Led Grow Lights: Electrical Engineers’ Common Challenges

As the demand for sustainable agriculture and efficient indoor gardening continues to rise, LED grow lights have emerged as a popular solution. These lights not only provide the necessary spectrum for plant growth but also offer energy efficiency and longevity. However, the implementation and design of LED grow lights come with a unique set of challenges that electrical engineers must navigate. This article explores these challenges, offering insights into the complexities of LED technology and its application in horticulture.

The Basics of LED Grow Lights

Before delving into the challenges faced by electrical engineers, it is essential to understand the fundamentals of LED grow lights. Light Emitting Diodes (LEDs) are semiconductor devices that emit light when an electric current passes through them. Unlike traditional lighting solutions, LEDs convert a higher percentage of energy into light rather than heat, making them ideal for plant growth. This energy efficiency not only translates to lower electricity bills but also contributes to a more sustainable approach to indoor gardening and agriculture, as less energy waste means a reduced carbon footprint.

Understanding Light Spectrum

The effectiveness of LED grow lights is largely determined by their ability to provide the correct light spectrum. Plants require specific wavelengths for photosynthesis, primarily in the blue (400-500 nm) and red (600-700 nm) ranges. Engineers must carefully design LED arrays to ensure that they emit the right combination of wavelengths to promote healthy plant growth. In addition to blue and red light, some advanced LED grow lights also incorporate green (500-600 nm) and far-red (700-800 nm) wavelengths, which can enhance plant responses and improve overall growth rates.
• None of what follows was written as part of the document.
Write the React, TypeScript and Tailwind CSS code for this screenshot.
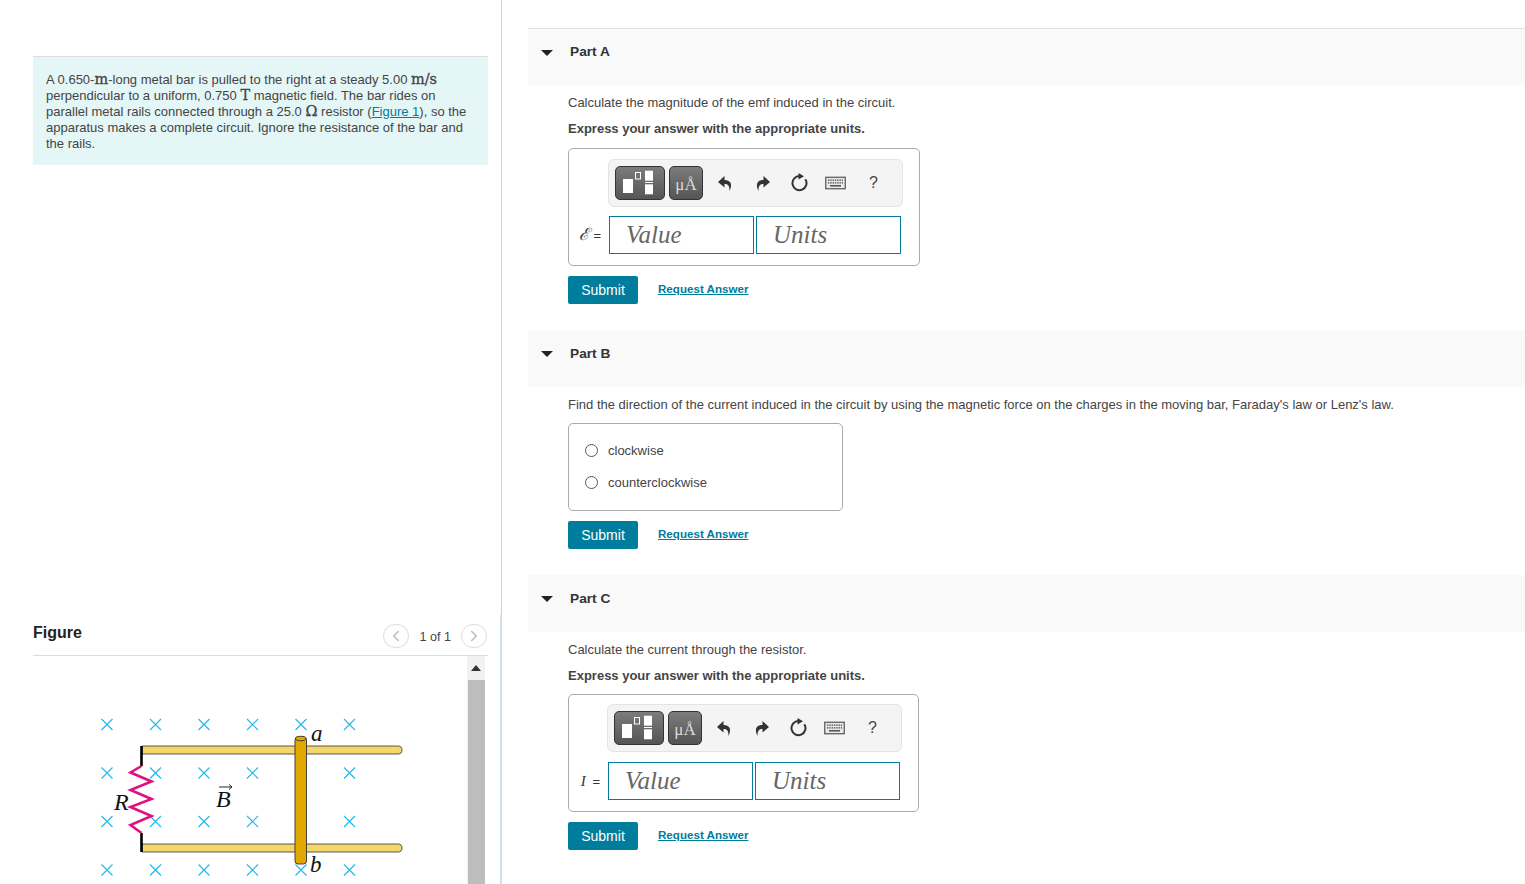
import { ChevronLeft, ChevronRight } from 'lucide-react';

const sans = { fontFamily: '"Liberation Sans", Arial, sans-serif' };
const serifFont = { fontFamily: '"Liberation Serif", serif' };

function Caret() {
  return <div className="-mt-[9px] w-0 h-0 border-l-[6px] border-r-[6px] border-t-[6px] border-l-transparent border-r-transparent border-t-[#222]" />;
}

function PartHeader({ name, border }: { name: string; border?: boolean }) {
  return (
    <div className={`h-[57px] bg-[#f9f9f9] flex items-center pl-[13px] ${border ? 'border-t border-[#e2e2e2]' : ''}`}>
      <Caret />
      <span className="ml-[17px] text-[13.7px] font-bold text-[#333] -mt-[9px]">{name}</span>
    </div>
  );
}

function Reply({ flip }: { flip?: boolean }) {
  return (
    <svg width="16" height="17" viewBox="0 0 16 17" className={flip ? '-scale-x-100' : ''}>
      <path d="M7.5 1 L1 7 L7.5 12.5 V9 C11 9 12.5 10.5 12.5 16 C15.5 10 14.5 5 7.5 5 Z" fill="#333" />
    </svg>
  );
}

function Redo() {
  return (
    <svg width="18" height="20" viewBox="0 0 18 20">
      <path d="M15.3 6.2 A7 7 0 1 1 9.5 3.1" stroke="#333" strokeWidth="2" fill="none" />
      <path d="M8.5 0 L14 3.2 L8.5 6.4 Z" fill="#333" />
    </svg>
  );
}

function Keyboard() {
  return (
    <svg width="21" height="14" viewBox="0 0 21 14">
      <rect x="0.75" y="1.25" width="19.5" height="11.5" fill="#e8e8e8" stroke="#555" strokeWidth="1.2" />
      <path d="M3 4.2H18M3 6.8H18" stroke="#444" strokeWidth="1.3" strokeDasharray="1.4 0.9" />
      <path d="M5 9.8H16" stroke="#444" strokeWidth="1.4" />
    </svg>
  );
}

function Toolbar() {
  return (
    <div className="w-[295px] h-[48px] bg-[#f4f4f4] border border-[#e4e4e4] rounded-[6px] flex items-center pl-[6px]">
      <div className="w-[50px] h-[34px] rounded-[5px] border border-[#333] bg-gradient-to-b from-[#7c7c7c] to-[#555] flex items-center justify-center">
        <svg width="34" height="28" viewBox="0 0 34 28">
          <rect x="0" y="10" width="10" height="14" fill="#fff" />
          <rect x="12.5" y="3.5" width="5" height="6.5" fill="none" stroke="#fff" strokeWidth="1" />
          <rect x="22" y="1.7" width="8" height="10" fill="#fff" />
          <rect x="22" y="13" width="8" height="1" fill="#fff" />
          <rect x="22" y="15.3" width="8" height="10" fill="#fff" />
        </svg>
      </div>
      <div className="ml-[4px] w-[34px] h-[34px] rounded-[5px] border border-[#333] bg-gradient-to-b from-[#7c7c7c] to-[#555] flex items-center justify-center text-[#dcdcdc] text-[17px] pt-[3px]" style={serifFont}>
        μÅ
      </div>
      <div className="ml-[14px]"><Reply /></div>
      <div className="ml-[22px]"><Reply flip /></div>
      <div className="ml-[19px]"><Redo /></div>
      <div className="ml-[17px]"><Keyboard /></div>
      <span className="ml-[23px] text-[16px] text-[#444]">?</span>
    </div>
  );
}

function AnswerBox({ symbol, wide }: { symbol: string; wide?: boolean }) {
  return (
    <div className={`${wide ? 'w-[352px] pt-[10px]' : 'w-[351px] pt-[9px]'} h-[118px] border border-[#aaa] rounded-[5px] flex flex-col`}>
      <div className={wide ? 'pl-[39px]' : 'pl-[38px]'}><Toolbar /></div>
      <div className={`flex items-center ${wide ? 'mt-[9px]' : 'mt-[10px]'}`}>
        <div className={`${wide ? 'w-[40px]' : 'w-[39px]'} text-right pr-[8px] text-[13px] text-[#333] whitespace-nowrap`}>
          <span className={`italic ${wide ? 'text-[17px] mr-[1px]' : 'text-[15px] mr-[3px]'}`} style={{ fontFamily: '"Liberation Serif", "DejaVu Serif", serif' }}>{symbol}</span> =
        </div>
        <div className="w-[145px] h-[38px] border border-[#007c9c] pl-[16px] flex items-center text-[25px] italic text-[#666]" style={serifFont}>Value</div>
        <div className="ml-[2px] w-[145px] h-[38px] border border-[#007c9c] pl-[16px] flex items-center text-[25px] italic text-[#666]" style={serifFont}>Units</div>
      </div>
    </div>
  );
}

function Actions() {
  return (
    <div className="flex items-center">
      <div className="w-[70px] h-[28px] bg-[#007c9c] rounded-[2px] text-white text-[14px] flex items-center justify-center">Submit</div>
      <a className="ml-[20px] -mt-[3px] text-[11.6px] font-bold text-[#007c9c] underline">Request Answer</a>
    </div>
  );
}

function Radio({ label }: { label: string }) {
  return (
    <div className="flex items-center h-[32px] pl-[16px]">
      <div className="w-[13px] h-[13px] rounded-full border border-[#555] bg-white" />
      <span className="ml-[10px] mt-[1px] text-[13px] text-[#444]">{label}</span>
    </div>
  );
}

const Mth = ({ children }: { children: string }) => (
  <span className="text-[14.5px] leading-[0] text-[#444] [-webkit-text-stroke:0.3px_#444]" style={{ fontFamily: '"DejaVu Serif", serif' }}>{children}</span>
);

function Circuit() {
  const xs = [107, 155.5, 204, 252.5, 301, 349.5];
  const ys = [724.5, 773, 821.5, 870];
  const serif = '"Liberation Serif", serif';
  return (
    <svg width="434" height="228" viewBox="33 656 434 228" className="block">
      {ys.map(y => xs.map(x => (x === 301 && (y === 773 || y === 821.5)) ? null : (
        <path key={`${x}-${y}`} d={`M${x - 5.5} ${y - 5.5}L${x + 5.5} ${y + 5.5}M${x + 5.5} ${y - 5.5}L${x - 5.5} ${y + 5.5}`} stroke="#25b8ec" strokeWidth="1.2" fill="none" />
      )))}
      <path d="M142 746H398a3.5 3.5 0 0 1 0 8H142Z" fill="#f3d66c" stroke="#333" strokeWidth="0.8" />
      <path d="M142 844H398a3.5 3.5 0 0 1 0 8H142Z" fill="#f3d66c" stroke="#333" strokeWidth="0.8" />
      <path d="M141.5 746V766M141.5 833V852" stroke="#000" strokeWidth="2.6" fill="none" />
      <path d="M141.5 766L130.5 772.5L151.5 781.5L130.5 790L151.5 799L130.5 807L151.5 816L130.5 825L141.5 833" stroke="#e2107f" strokeWidth="2.6" fill="none" />
      <rect x="295" y="737" width="11.5" height="127" rx="3" fill="#e0a800" stroke="#333" strokeWidth="0.9" />
      <ellipse cx="300.7" cy="738.5" rx="5.2" ry="2.2" fill="#e0a800" stroke="#333" strokeWidth="0.9" />
      <text x="311" y="741" fontSize="23" fontStyle="italic" fontFamily={serif} fill="#111">a</text>
      <text x="310" y="872" fontSize="23" fontStyle="italic" fontFamily={serif} fill="#111">b</text>
      <text x="114" y="810" fontSize="24" fontStyle="italic" fontFamily={serif} fill="#111">R</text>
      <text x="216" y="807" fontSize="24" fontStyle="italic" fontFamily={serif} fill="#111">B</text>
      <path d="M219 787H232M229 784.5L232 787L229 789.5" stroke="#111" strokeWidth="0.9" fill="none" />
    </svg>
  );
}

export default function App() {
  return (
    <div className="h-[884px] w-[1525px] overflow-hidden bg-white flex text-[#444]" style={sans}>
      {/* problem + figure column */}
      <div className="w-[500px] shrink-0 h-full pl-[33px] flex flex-col">
        <div className="mt-[56px] w-[455px] h-[109px] bg-[#e5f6f7] border-t border-[#dcdcdc] pl-[13px] pt-[15px] text-[13px] leading-[16px] text-[#444] whitespace-nowrap">
          A 0.650-<Mth>m</Mth>-long metal bar is pulled to the right at a steady 5.00 <Mth>m/s</Mth><br />
          perpendicular to a uniform, 0.750 <Mth>T</Mth> magnetic field. The bar rides on<br />
          parallel metal rails connected through a 25.0 <Mth>Ω</Mth> resistor (<a className="text-[#007c9c] underline">Figure 1</a>), so the<br />
          apparatus makes a complete circuit. Ignore the resistance of the bar and<br />
          the rails.
        </div>
        <div className="mt-[450px] w-[455px] h-[41px] border-b border-[#dcdcdc] flex items-start">
          <span className="mt-[6px] text-[16px] font-bold text-[#222]">Figure</span>
          <div className="ml-auto flex items-center mt-[9px] mr-[1px]">
            <div className="w-[26px] h-[24px] rounded-full border border-[#ddd] flex items-center justify-center"><ChevronLeft size={18} className="text-[#bbb]" /></div>
            <span className="mx-[10px] mt-[2px] text-[12.6px] text-[#444]">1 of 1</span>
            <div className="w-[26px] h-[24px] rounded-full border border-[#ddd] flex items-center justify-center"><ChevronRight size={18} className="text-[#bbb]" /></div>
          </div>
        </div>
        <div className="flex w-[452px]">
          <div className="w-[434px]"><Circuit /></div>
          <div className="w-[18px] h-[228px] bg-[#f1f1f1] flex flex-col items-center">
            <div className="mt-[9px] w-0 h-0 border-l-[5px] border-r-[5px] border-b-[6px] border-l-transparent border-r-transparent border-b-[#333]" />
            <div className="mt-[9px] w-[17px] flex-1 bg-[#bdbdbd]" />
          </div>
        </div>
      </div>

      {/* divider */}
      <div className="w-[2px] shrink-0 h-full flex flex-col">
        <div className="h-[615px] w-[1px] ml-[1px] bg-[#d0d0d0]" />
        <div className="flex-1 w-[2px] bg-[#cfe0ee]" />
      </div>

      {/* parts column */}
      <div className="flex-1 pl-[26px] pt-[28px]">
        <PartHeader name="Part A" border />
        <div className="pl-[40px]">
          <p className="mt-[10px] h-[16px] leading-[16px] text-[13px]">Calculate the magnitude of the emf induced in the circuit.</p>
          <p className="mt-[10px] h-[16px] leading-[16px] text-[13px] font-bold">Express your answer with the appropriate units.</p>
          <div className="mt-[11px]"><AnswerBox symbol="ℰ" wide /></div>
          <div className="mt-[10px]"><Actions /></div>
        </div>

        <div className="mt-[26px]"><PartHeader name="Part B" /></div>
        <div className="pl-[40px]">
          <p className="mt-[10px] h-[16px] leading-[16px] text-[13px]">Find the direction of the current induced in the circuit by using the magnetic force on the charges in the moving bar, Faraday's law or Lenz's law.</p>
          <div className="mt-[10px] w-[275px] h-[88px] border border-[#aaa] rounded-[5px] pt-[10px]">
            <Radio label="clockwise" />
            <Radio label="counterclockwise" />
          </div>
          <div className="mt-[10px]"><Actions /></div>
        </div>

        <div className="mt-[26px]"><PartHeader name="Part C" /></div>
        <div className="pl-[40px]">
          <p className="mt-[10px] h-[16px] leading-[16px] text-[13px]">Calculate the current through the resistor.</p>
          <p className="mt-[10px] h-[16px] leading-[16px] text-[13px] font-bold">Express your answer with the appropriate units.</p>
          <div className="mt-[10px]"><AnswerBox symbol="I" /></div>
          <div className="mt-[10px]"><Actions /></div>
        </div>
      </div>
    </div>
  );
}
Moreover, the spectral output can vary significantly between different LED products. This variability necessitates thorough testing and calibration to ensure that the grow lights meet the specific needs of various plant species. Engineers often rely on spectrometers to analyze the light output and make necessary adjustments in the design phase. Understanding the nuances of how different plants respond to varying light spectra allows for the customization of grow lights tailored to specific crops, which can significantly enhance yield and quality.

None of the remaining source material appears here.